**AIM OF THE EXERCISE:** Give the listing again exactly, omitting its images.
==========
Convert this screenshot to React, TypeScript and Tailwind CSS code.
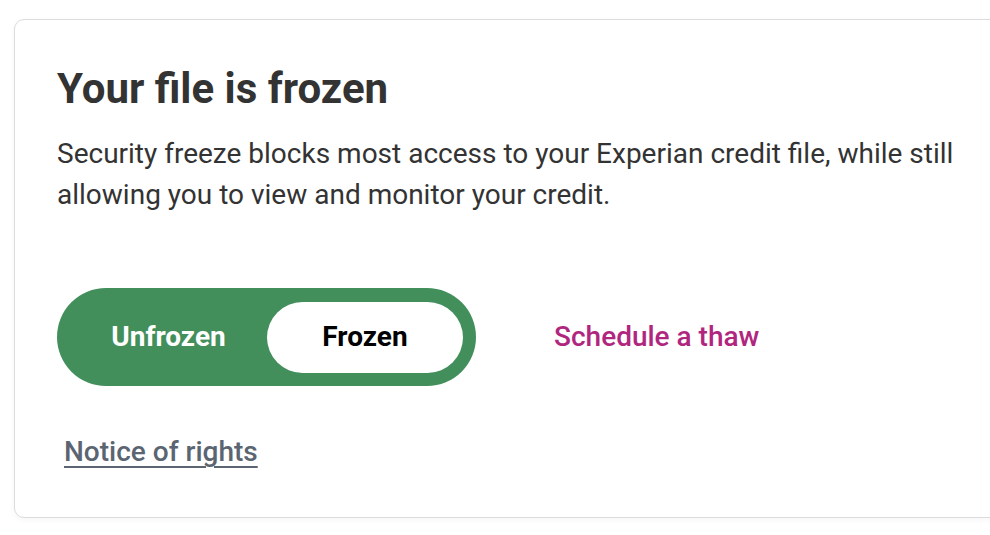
export default function App() {
  return (
    <div className="w-[990px] h-[535px] overflow-hidden bg-white" style={{ fontFamily: "Roboto, 'Noto Sans', sans-serif" }}>
      <div className="ml-[14px] mt-[19px] w-[1000px] h-[499px] rounded-[10px] border border-[#dcdcdc] bg-white shadow-[0_2px_6px_rgba(0,0,0,0.04)] pl-[42px] pt-[45px]">
        <h1 className="text-[42px] leading-[48px] font-bold text-[#333333]">Your file is frozen</h1>
        <p className="mt-[20px] w-[910px] text-[28px] leading-[41px] text-[#333333]">
          Security freeze blocks most access to your Experian credit file, while still allowing you to view and monitor your credit.
        </p>
        <div className="mt-[73px] flex items-center">
          <div className="flex h-[98px] w-[419px] items-center rounded-full bg-[#438f5c] p-[13px]">
            <div className="flex flex-1 items-center justify-center text-[28px] font-bold text-white">Unfrozen</div>
            <div className="flex h-[71px] w-[196px] items-center justify-center rounded-full bg-white text-[28px] font-bold text-black">Frozen</div>
          </div>
          <a className="ml-[78px] text-[28px] font-medium text-[#b0267f]">Schedule a thaw</a>
        </div>
        <div className="mt-[45px] pl-[7px]">
          <a className="text-[28px] font-medium text-[#5a6571] underline underline-offset-[5px] decoration-[2px]">Notice of rights</a>
        </div>
      </div>
    </div>
  );
}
==========
**WRITTEN SOLUTION:**
Convert this screenshot to React, TypeScript and Tailwind CSS code.
export default function App() {
  return (
    <div className="w-[990px] h-[535px] overflow-hidden bg-white" style={{ fontFamily: "Roboto, 'Noto Sans', sans-serif" }}>
      <div className="ml-[14px] mt-[19px] w-[1000px] h-[499px] rounded-[10px] border border-[#dcdcdc] bg-white shadow-[0_2px_6px_rgba(0,0,0,0.04)] pl-[42px] pt-[45px]">
        <h1 className="text-[42px] leading-[48px] font-bold text-[#333333]">Your file is frozen</h1>
        <p className="mt-[20px] w-[910px] text-[28px] leading-[41px] text-[#333333]">
          Security freeze blocks most access to your Experian credit file, while still allowing you to view and monitor your credit.
        </p>
        <div className="mt-[73px] flex items-center">
          <div className="flex h-[98px] w-[419px] items-center rounded-full bg-[#438f5c] p-[13px]">
            <div className="flex flex-1 items-center justify-center text-[28px] font-bold text-white">Unfrozen</div>
            <div className="flex h-[71px] w-[196px] items-center justify-center rounded-full bg-white text-[28px] font-bold text-black">Frozen</div>
          </div>
          <a className="ml-[78px] text-[28px] font-medium text-[#b0267f]">Schedule a thaw</a>
        </div>
        <div className="mt-[45px] pl-[7px]">
          <a className="text-[28px] font-medium text-[#5a6571] underline underline-offset-[5px] decoration-[2px]">Notice of rights</a>
        </div>
      </div>
    </div>
  );
}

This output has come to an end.